▶ **GIVEN EXERCISE**: In the records that follow, locate every line with "index" and extract it.

** Start GIVEN INFORMATION **

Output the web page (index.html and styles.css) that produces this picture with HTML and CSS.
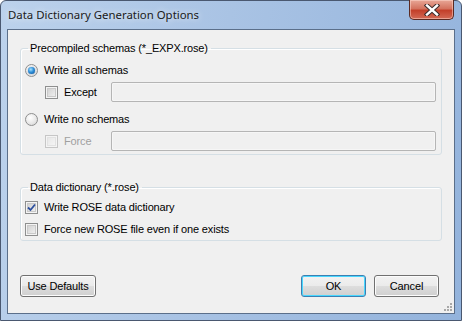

** End GIVEN INFORMATION **
** Start GIVEN INFORMATION **

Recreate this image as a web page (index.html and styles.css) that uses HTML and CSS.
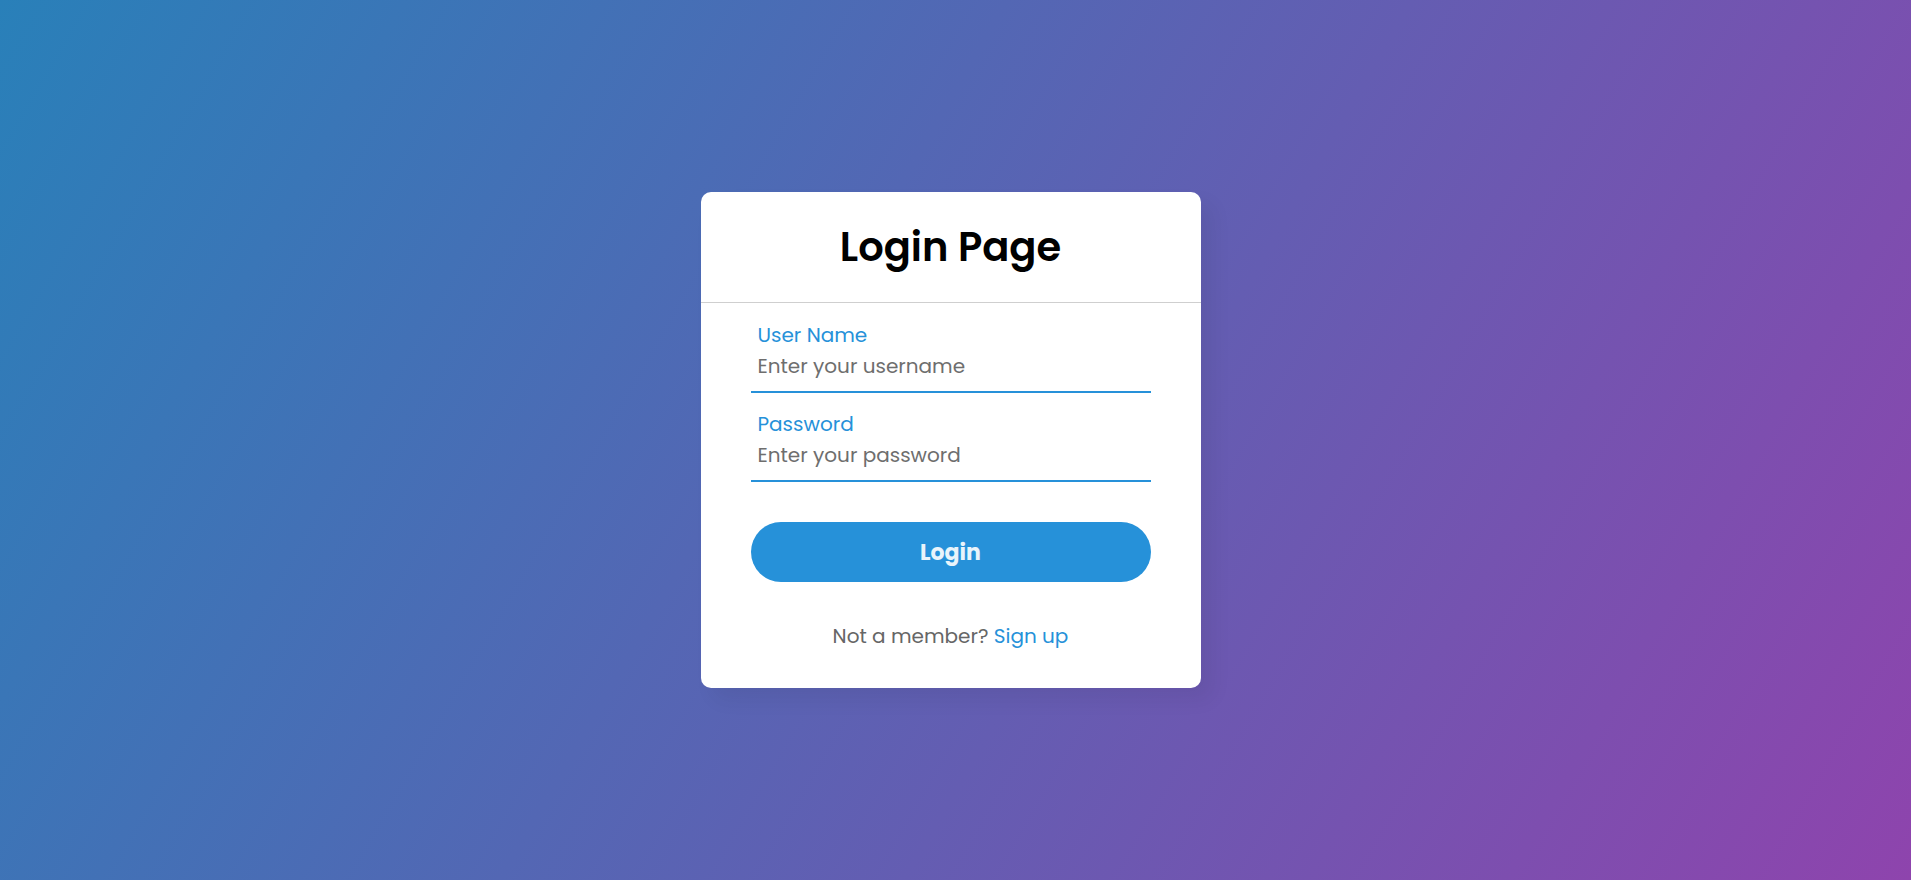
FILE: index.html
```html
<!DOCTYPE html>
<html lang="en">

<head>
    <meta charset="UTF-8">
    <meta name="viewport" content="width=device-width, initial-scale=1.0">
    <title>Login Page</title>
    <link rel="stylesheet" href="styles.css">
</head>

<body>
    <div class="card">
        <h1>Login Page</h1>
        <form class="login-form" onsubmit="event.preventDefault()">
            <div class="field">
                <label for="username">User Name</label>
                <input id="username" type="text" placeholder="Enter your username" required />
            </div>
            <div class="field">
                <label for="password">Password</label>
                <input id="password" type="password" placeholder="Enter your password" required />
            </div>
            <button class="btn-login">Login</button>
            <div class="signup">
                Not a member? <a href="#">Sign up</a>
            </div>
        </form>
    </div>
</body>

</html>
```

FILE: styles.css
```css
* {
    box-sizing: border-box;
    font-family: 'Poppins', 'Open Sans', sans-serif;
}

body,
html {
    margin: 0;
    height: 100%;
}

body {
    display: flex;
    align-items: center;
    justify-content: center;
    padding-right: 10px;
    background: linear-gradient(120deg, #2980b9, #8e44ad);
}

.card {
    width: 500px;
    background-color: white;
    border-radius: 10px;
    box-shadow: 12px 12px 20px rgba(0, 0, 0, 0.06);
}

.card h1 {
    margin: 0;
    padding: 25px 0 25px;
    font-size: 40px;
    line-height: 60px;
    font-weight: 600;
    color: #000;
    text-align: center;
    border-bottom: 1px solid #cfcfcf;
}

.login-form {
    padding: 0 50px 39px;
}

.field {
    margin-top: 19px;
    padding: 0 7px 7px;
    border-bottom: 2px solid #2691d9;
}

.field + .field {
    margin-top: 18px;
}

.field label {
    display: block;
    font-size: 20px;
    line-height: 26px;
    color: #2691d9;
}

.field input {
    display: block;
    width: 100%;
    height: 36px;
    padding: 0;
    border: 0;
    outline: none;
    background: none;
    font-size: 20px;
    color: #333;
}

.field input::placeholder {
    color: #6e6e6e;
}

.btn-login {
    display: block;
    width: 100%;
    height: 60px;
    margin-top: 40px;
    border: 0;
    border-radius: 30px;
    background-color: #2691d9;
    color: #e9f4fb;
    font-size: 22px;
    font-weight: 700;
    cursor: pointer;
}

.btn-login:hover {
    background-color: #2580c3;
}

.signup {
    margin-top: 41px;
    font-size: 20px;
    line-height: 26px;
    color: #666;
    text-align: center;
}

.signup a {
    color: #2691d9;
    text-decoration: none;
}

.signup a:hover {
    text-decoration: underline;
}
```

** End GIVEN INFORMATION **

▶ **EXERCISE OUTPUT**:
Output the web page (index.html and styles.css) that produces this picture with HTML and CSS.
Recreate this image as a web page (index.html and styles.css) that uses HTML and CSS.
FILE: index.html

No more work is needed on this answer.